Assessment of Success Probability
The Court also evaluated Keen’s challenge to the trial court's determination of a 65 percent probability of success in the litigation, as opposed to his suggested 50 percent. The Court noted that the trial court's estimate was based on the outcome of a prior trial that favored Keen, contrasting it with two earlier decisions that only dealt with preliminary injunctions. The trial court's rationale for assigning a higher probability of success was deemed reasonable given the significance of a trial outcome over preliminary rulings. The Court emphasized that as long as the trial court's conclusions relied on available evidence and employed a valid method, its estimates warranted deference. Thus, the Court rejected Keen's argument and upheld the trial court's assessment as a proper exercise of discretion.
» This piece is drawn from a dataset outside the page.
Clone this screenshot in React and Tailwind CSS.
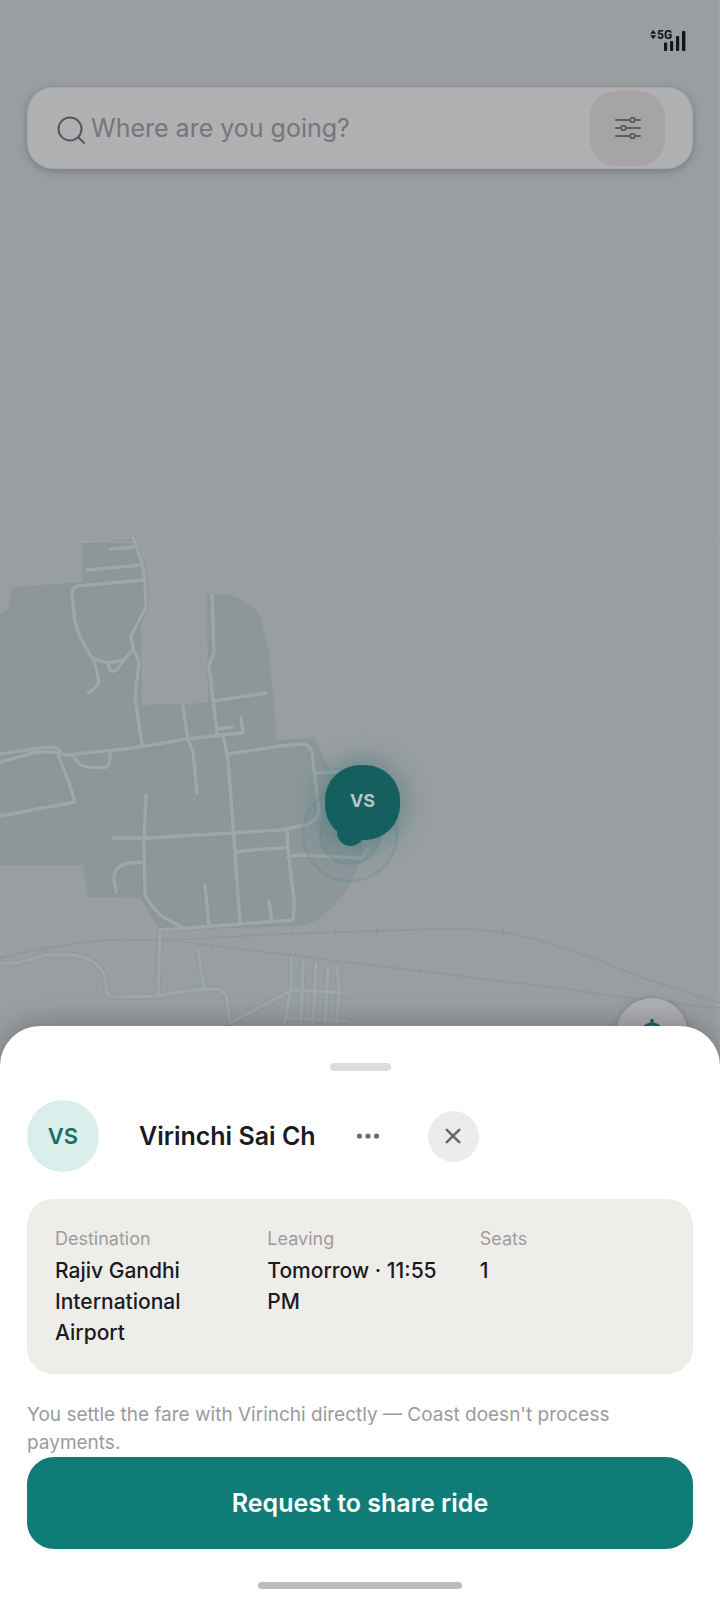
const roads = [
  'M133 537 L142 563 L145 582 L146 607 L131 636 L133 648 L139 662 L135 697 L142 745',
  'M110 549 L134 547',
  'M87 570 L142 565',
  'M144 580 L77 586 Q72 588 72 594 L75 622 Q80 640 92 658 L108 663 L123 660 L133 650',
  'M94 660 L99 682 Q96 689 88 693',
  'M108 663 L110 670 Q113 673 117 669 L124 660',
  'M212 595 L214 653 L209 665 L213 700 L217 734',
  'M213 701 L266 693',
  'M217 729 L232 727',
  'M217 735 L243 733 L241 717',
  'M0 754 L40 748 Q57 745 61 752',
  'M0 762 L33 753 Q50 750 67 755 L133 748 L187 739 L223 735',
  'M58 755 L68 780 L75 802 L0 816',
  'M72 755 L80 765 Q92 769 107 767 Q111 762 110 752',
  'M183 706 L188 740 L193 752 L197 793',
  'M223 735 L228 760 L233 825 L240 923',
  'M228 754 L280 746 L302 744 Q309 744 312 752 L319 811 Q318 820 306 825 L280 830 L233 833 L147 838 L113 838',
  'M146 795 L144 840 L145 893 Q146 900 160 915 Q168 920 182 927',
  'M144 862 L128 863 Q114 866 114 878 L116 892',
  'M236 852 L262 849 L287 848',
  'M287 829 L288 850 L294 900 Q294 914 293 920 L240 924 L160 930 L158 995',
  'M205 885 L209 925',
  'M269 901 L272 922',
  'M0 963 L17 963 Q40 956 48 955 L70 955 Q94 956 104 974 Q107 980 106 990 Q107 996 115 997 L160 996 Q190 989 215 989 Q226 990 227 1000 L230 1023',
  'M198 949 L204 987',
  'M230 1023 L292 990 L345 993',
  'M291 958 L291 989 L283 1028',
  'M303 960 L301 1028',
  'M316 963 L313 1028',
  'M328 965 L325 1028',
  'M337 967 L339 993 L336 1028',
  'M286 1018 L347 1021',
  'M317 773 L362 770',
  'M288 857 L300 855 L362 858 L369 847',
]

const rails = [
  'M0 958 Q60 944 107 940 L170 940 L280 934 L345 932 L435 929 Q490 927 530 938 T600 961 L640 977 L680 990 L720 1003',
  'M170 940 L240 949 L300 956 L345 962 L420 971 L475 978 L560 988 L600 994 L687 1005 L720 1008',
]

const trip = [
  { label: 'Destination', value: 'Rajiv Gandhi International Airport' },
  { label: 'Leaving', value: 'Tomorrow · 11:55 PM' },
  { label: 'Seats', value: '1' },
]

function MapCanvas() {
  return (
    <div className="absolute inset-0 overflow-hidden">
      <svg
        className="w-full h-full"
        viewBox="0 0 720 1600"
        preserveAspectRatio="xMidYMin slice"
        fill="none"
        aria-hidden="true"
      >
        <path
          fill="#8d9799"
          d="M0 613 L8 609 L12 587 L82 582 L82 543 L133 539 L142 563 L147 582 L148 607 L141 625 L142 705 L208 703 L207 595 L228 594 Q245 600 258 612 Q268 640 270 660 L277 740 L315 737 Q322 760 345 790 Q368 820 361 857 Q354 888 325 914 Q312 925 300 926 L160 930 L140 898 L87 897 L83 865 L0 865 Z"
        />
        <path stroke="#a0a6a8" strokeWidth="1" d="M0 542 H720 M719 0 V1600" />
        {rails.map((d) => (
          <g key={d}>
            <path d={d} stroke="#8f9799" strokeWidth="1.5" />
            <path d={d} stroke="#8f9799" strokeWidth="6" strokeDasharray="1.5 40.5" />
          </g>
        ))}
        <g strokeLinecap="round" strokeLinejoin="round">
          {roads.map((d) => (
            <path key={d} d={d} stroke="#8b9698" strokeWidth="6" strokeOpacity="0.5" />
          ))}
          {roads.map((d) => (
            <path key={d} d={d} stroke="#9da6a8" strokeWidth="3.4" />
          ))}
        </g>
        <g stroke="#668b8e" strokeOpacity="0.3" strokeWidth="3" fill="#4d8285">
          <circle cx="350" cy="834" r="47" fillOpacity="0.04" />
          <circle cx="350" cy="834" r="30" fillOpacity="0.12" />
        </g>
      </svg>

      {/* Rider pin */}
      <button
        type="button"
        className="absolute left-[325px] top-[765px] w-[75px] h-[75px] rounded-[35px] bg-[#155f5e] text-[#b7c6c7] text-[18px] leading-6 font-bold flex items-center justify-center pb-1 shadow-[0_0_28px_4px_rgba(21,95,94,0.4)]"
      >
        VS
        <span className="absolute left-3 -bottom-1.5 w-[27px] h-[27px] rounded-full bg-[#155f5e]" />
      </button>
    </div>
  )
}

function StatusBar() {
  return (
    <div className="flex justify-end pt-7 pr-[34px]">
      <svg className="w-9 h-6" viewBox="0 0 36 24" fill="#11171a" role="img" aria-label="5G signal">
        <path d="M3.2 2 L6.2 5.8 H0.2 Z M3.2 11 L6.2 7.2 H0.2 Z" />
        <text x="7" y="11" fontSize="12" fontWeight="800" fontFamily="Roboto, sans-serif">5G</text>
        <rect x="14" y="14.5" width="3.2" height="8.5" rx="0.8" />
        <rect x="20" y="13" width="3.2" height="10" rx="0.8" />
        <rect x="26" y="8" width="3.2" height="15" rx="0.8" />
        <rect x="32" y="3" width="3.4" height="20" rx="0.8" />
      </svg>
    </div>
  )
}

function SearchBar() {
  return (
    <div className="mx-[27px] mt-[35px] h-[82px] px-[27px] flex items-center rounded-[26px] border border-[#a8a8ab] bg-[#b0afb2] shadow-[0_2px_8px_rgba(60,70,75,0.4)]">
      <svg className="w-8 h-8 shrink-0" viewBox="0 0 32 32" fill="none" stroke="#56585c" strokeWidth="2" strokeLinecap="round" aria-hidden="true">
        <circle cx="15" cy="17" r="11.5" />
        <path d="M23.5 25.5 L29 31" />
      </svg>
      <input
        type="text"
        aria-label="Where are you going?"
        placeholder="Where are you going?"
        className="flex-1 min-w-0 pl-1 bg-transparent text-[25px] leading-8 text-[#333] placeholder:text-[#76767a] outline-none"
      />
      <button
        type="button"
        aria-label="Filters"
        className="w-[75px] h-[75px] shrink-0 rounded-[26px] bg-[#a7a4a5] flex items-center justify-center"
      >
        <svg className="w-[26px] h-6" viewBox="0 0 26 24" fill="none" stroke="#5c5b5e" strokeWidth="1.8" strokeLinecap="round" aria-hidden="true">
          <path d="M1 4 H15 M20 4 H25 M1 12 H6 M11 12 H25 M1 20 H15 M20 20 H25" />
          <circle cx="17.5" cy="4" r="2.3" />
          <circle cx="8.5" cy="12" r="2.3" />
          <circle cx="17.5" cy="20" r="2.3" />
        </svg>
      </button>
    </div>
  )
}

function RideSheet() {
  return (
    <section className="relative bg-white rounded-t-[40px] px-[27px] pb-[11px] shadow-[0_-4px_24px_rgba(50,58,62,0.35)]">
      <div className="mx-auto mt-[37px] w-[61px] h-2 rounded-full bg-[#dddcda]" />

      <div className="mt-[29px] flex items-center">
        <div className="w-[72px] h-[72px] rounded-full bg-[#daeeeb] text-[#176e69] text-[22px] leading-8 font-semibold flex items-center justify-center">
          VS
        </div>
        <h1 className="ml-10 text-[25px] leading-8 font-semibold text-[#1b1b1f]">Virinchi Sai Ch</h1>
        <button type="button" aria-label="More options" className="ml-[27px] w-[51px] h-[51px] flex items-center justify-center">
          <svg className="w-6 h-6" viewBox="0 0 24 24" fill="#6b6b6d" aria-hidden="true">
            <circle cx="3.5" cy="12" r="2.6" />
            <circle cx="12" cy="12" r="2.6" />
            <circle cx="20.5" cy="12" r="2.6" />
          </svg>
        </button>
        <button
          type="button"
          aria-label="Close"
          className="ml-[34px] w-[51px] h-[51px] rounded-full bg-[#eeecea] flex items-center justify-center"
        >
          <svg className="w-4 h-4" viewBox="0 0 16 16" fill="none" stroke="#68686a" strokeWidth="2.6" strokeLinecap="round" aria-hidden="true">
            <path d="M1.8 1.8 L14.2 14.2 M14.2 1.8 L1.8 14.2" />
          </svg>
        </button>
      </div>

      <dl className="mt-[27px] grid grid-cols-3 gap-[27px] rounded-[26px] bg-[#eeedea] px-7 pt-7 pb-[26px]">
        {trip.map((item) => (
          <div key={item.label}>
            <dt className="text-[18px] leading-6 text-[#9d9c9e]">{item.label}</dt>
            <dd className="mt-1 text-[21px] leading-[31px] font-medium text-[#1b1b1f]">{item.value}</dd>
          </div>
        ))}
      </dl>

      <p className="mt-[27px] text-[19px] leading-7 text-[#9b9b9e]">
        You settle the fare with Virinchi directly — Coast doesn't process payments.
      </p>

      <button
        type="button"
        className="w-full h-[92px] rounded-[27px] bg-[#107c78] text-white text-[25px] leading-8 font-semibold"
      >
        Request to share ride
      </button>

      <div className="mx-auto mt-[33px] w-[204px] h-[7px] rounded-full bg-[#bcbcbc]" />
    </section>
  )
}

export default function App() {
  return (
    <main className="relative min-h-screen flex flex-col bg-[#999fa1] font-['Inter',sans-serif]">
      <MapCanvas />
      <div className="relative">
        <StatusBar />
        <SearchBar />
      </div>
      <div className="flex-1 min-h-40 flex items-end justify-end pr-8 pointer-events-none">
        <button
          type="button"
          aria-label="My location"
          className="relative w-[72px] h-[72px] -mb-[44px] rounded-full bg-[#b0afb2] flex items-center justify-center shadow-[0_1px_6px_rgba(60,70,75,0.4)] pointer-events-auto"
        >
          <svg className="w-8 h-8" viewBox="0 0 32 32" fill="none" stroke="#155f5e" strokeWidth="3" aria-hidden="true">
            <circle cx="16" cy="17" r="11" />
            <path d="M16 1 V7 M16 27 V32 M0 17 H6 M26 17 H32" />
            <circle cx="16" cy="17" r="4" fill="#155f5e" />
          </svg>
        </button>
      </div>
      <RideSheet />
    </main>
  )
}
Public Benefit Considerations
Keen argued that the trial court should have awarded attorney fees based on the public benefit derived from his litigation efforts, referencing case law that supports fee awards in "unusual cases." However, the Court found that Keen's situation did not meet the criteria of an unusual case that would warrant additional incentives for public interest litigation. The trial court observed that Keen was a property owner seeking to enhance his own financial gain rather than representing a disadvantaged group facing barriers to litigation. Unlike the plaintiffs in the referred Oakland case, who encountered significant obstacles, Keen enjoyed the financial means and direct benefits from the lawsuit. The Court concluded that the trial court did not abuse its discretion in determining that Keen's case was not exceptional enough to justify a fee award for public interest litigation, reinforcing the notion that Keen's primary motive was personal profit.